The short-term measures include the extension of the period that exporters can hold the foreign currency accounts to more than the current limitation of 14 days.
More, the government should urge the state enterprises to repay US dollar-denominated debt before the due dates.
In addition, the committee urges the government to set up the fund to help the SME exporters, which have been affected by the stronger baht.
According to their proposed medium and long-term measures, the government should establish fund to handle the continued baht appreciation as well as providing more privileges to local investors to encourage their overseas investment.
The joint private committee would in this evening meet with Prime Minister Surayud Chulanont to propose the measures.
Separately, Narongchai Akarasanee, chairman of Export-Import Bank of Thailand, said in a seminar on Monday that Thai government should use at least US$10 billion of foreign reserves which is at around US$73 billion at present to help curb baht appreciation as a short-term measure.

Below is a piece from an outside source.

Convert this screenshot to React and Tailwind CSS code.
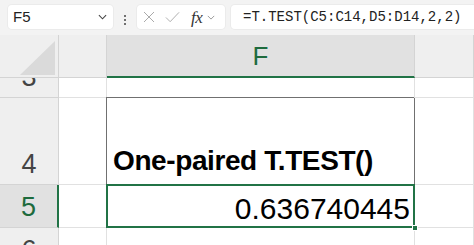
import React from "react";

const gl = "border-r border-b border-[#e1e1e1]";
const hd = "border-r border-b border-[#d4d4d4] bg-[#efefef]";

const Chevron = ({ className }) => (
  <svg viewBox="0 0 10 6" className={className} fill="none" stroke="currentColor" strokeWidth="1.2">
    <path d="M1 1l4 4 4-4" />
  </svg>
);

const RowNum = ({ n, active }) => (
  <div
    className={`flex items-end justify-center pb-[6px] overflow-hidden text-[27px] leading-none ${
      active
        ? "bg-[#e1e1e1] text-[#1e6b3d] border-r-2 border-r-[#217346] border-b border-b-[#d4d4d4]"
        : "bg-[#efefef] text-[#444] border-r border-b border-[#d4d4d4]"
    }`}
  >
    {n}
  </div>
);

export default function App() {
  return (
    <div className="w-[474px] h-[245px] overflow-hidden bg-white font-['Liberation_Sans',Arial,sans-serif]">
      {/* formula bar */}
      <div className="flex h-[35px] pt-[5px] bg-[#f3f3f3]">
        <div className="ml-[8px] w-[105px] h-[24px] flex items-center justify-between pl-[5px] pr-[6px] bg-white rounded-[4px] shadow-[0_0_0_1px_#ebebeb]">
          <span className="text-[15px] text-[#222]">F5</span>
          <Chevron className="w-[9px] h-[6px] text-[#444]" />
        </div>
        <div className="w-[24px] flex flex-col items-center justify-center gap-[2px] pb-[1px]">
          <span className="w-[2px] h-[2px] rounded-full bg-[#444]" />
          <span className="w-[2px] h-[2px] rounded-full bg-[#444]" />
          <span className="w-[2px] h-[2px] rounded-full bg-[#444]" />
        </div>
        <div className="w-[88px] h-[24px] flex items-center pl-[6px] bg-white rounded-[4px] shadow-[0_0_0_1px_#ebebeb]">
          <svg viewBox="0 0 12 12" className="w-[12px] h-[12px] text-[#aaa]" fill="none" stroke="currentColor" strokeWidth="1">
            <path d="M1 1l10 10M11 1L1 11" />
          </svg>
          <svg viewBox="0 0 16 12" className="ml-[10px] w-[15px] h-[12px] text-[#aaa]" fill="none" stroke="currentColor" strokeWidth="1">
            <path d="M1 6.5l4.5 4.5L15 1" />
          </svg>
          <span className="ml-[11px] text-[17px] leading-none italic text-[#333] font-['Liberation_Serif',serif] tracking-[-0.5px]">
            fx
          </span>
          <Chevron className="ml-[5px] w-[8px] h-[5px] text-[#999]" />
        </div>
        <div className="ml-[6px] flex-1 h-[24px] flex items-center pl-[12px] bg-white rounded-l-[4px] shadow-[0_0_0_1px_#ebebeb]">
          <span className="text-[14px] text-[#222] whitespace-nowrap font-['Liberation_Mono',monospace]">
            =T.TEST(C5:C14,D5:D14,2,2)
          </span>
        </div>
      </div>

      {/* sheet */}
      <div className="grid grid-cols-[59px_48px_308px_1fr] grid-rows-[43px_20px_87px_43px_43px] h-[210px] overflow-hidden">
        {/* column headers */}
        <div className={`${hd} overflow-hidden`}>
          <svg viewBox="0 0 58 42" className="w-[58px] h-[42px]">
            <path d="M55 6V40H20Z" fill="#dadada" />
          </svg>
        </div>
        <div className={hd} />
        <div className="flex items-center justify-center pt-[1px] bg-[#e1e1e1] border-r border-r-[#d4d4d4] border-b-2 border-b-[#217346] text-[26px] text-[#1e6b3d]">
          F
        </div>
        <div className={hd} />

        {/* row 3 */}
        <RowNum n="3" />
        <div className={gl} />
        <div className={gl} />
        <div className={gl} />

        {/* row 4 */}
        <RowNum n="4" />
        <div className={gl} />
        <div className="flex items-end pl-[6px] pb-[2px] border-r border-r-[#707070] border-b border-b-[#e1e1e1] shadow-[-1px_-1px_0_0_#707070]">
          <span className="text-[28px] font-bold text-black tracking-[-0.4px] whitespace-nowrap">
            One-paired T.TEST()
          </span>
        </div>
        <div className={gl} />

        {/* row 5 */}
        <RowNum n="5" active />
        <div className={gl} />
        <div className={`${gl} relative flex items-end justify-end pr-[4px] pb-[3px]`}>
          <span className="text-[30px] leading-none text-black">0.636740445</span>
          <div className="absolute -left-px -top-px -right-px -bottom-px border-2 border-[#217346]" />
          <div className="absolute -right-[4px] -bottom-[4px] w-[6px] h-[6px] bg-[#217346] border border-white" />
        </div>
        <div className={gl} />

        {/* row 6 */}
        <RowNum n="6" />
        <div className={gl} />
        <div className={gl} />
        <div className={gl} />
      </div>
    </div>
  );
}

He said the government should allow state-enterprises as well as private sector to convert their foreign debts into baht.
Meanwhile, Finance Minister Chalonphob Sussangkarn commented on Monday that he doesn't agree that Thailand should implement the fixed exchange regime or the basket of currencies as suggested by some. "It is too old fashion," he said. He added the solution for the baht appreciation is that the central bank fully implements the existing measures. So far, the central bank may act too slow, he said.
In addition, Bank of Thailand governor Tarisa Watanagase insisted that the central bank would not turn back to implement the fixed foreign exchange regime.
Asked how the central bank would help exporters amid rising baht, she said the BOT has already helped "oversee" baht.